To date, NMT has seen a rapid uptake by machine translation developers. Google, Microsoft, and Facebook have all deployed the technology for at least some portion of their translation needs. Systran and SDL have both released NTM services aimed at the needs of enterprises and language service providers, and many smaller MT-centric companies have deployed it. At the same time, the processing requirements for these systems are decreasing as developers optimize code and find more efficient approaches. The result is that the shift to neural technology is proceeding much more rapidly than previous shifts in machine translation technology, and it is already a mainstream solution.

Because it only appeared on the scene fairly recently, companies looking at shifting to NMT can face significant difficulties in finding experts who know how to build and train these systems. Open-source versions of key software lower this burden, but training is a far more sensitive issue for neural engines, and mistakes may require a complete retraining of the engine from scratch rather than removing bad training data.

Observe or adopt?

Overall, CSA Research finds that NMT is a major advance in the state of the art and that it will rapidly displace PbSMT systems in many scenarios.

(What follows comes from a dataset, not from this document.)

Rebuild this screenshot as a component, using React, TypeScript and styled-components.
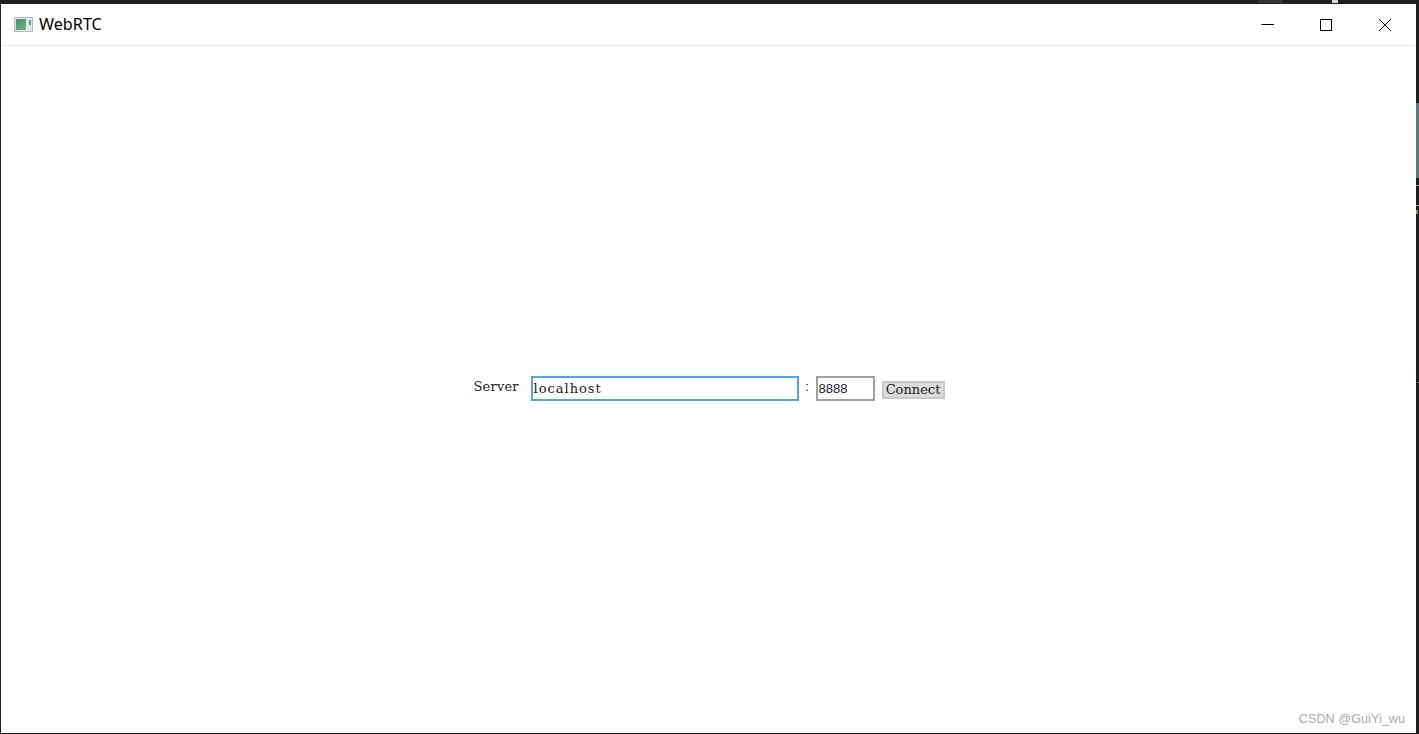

Development and performance are progressing quickly, even if tech reporters consistently oversell its potential and misunderstand the fundamental technology. Enterprises should not rush to junk functioning Moses-based systems, but they should keep an eye on developments in this area and prepare to adopt it when price and performance calculations show that it will deliver an advantage. It will not replace human translators anytime soon – if anything, it will assist them as part of augmented translation workflows – but it will open up new areas for translation where today’s only alternative is no translation. As such, it should be a welcome addition for governments, support departments, and enterprises concerned about their ability to interact with citizens and customers across language barriers.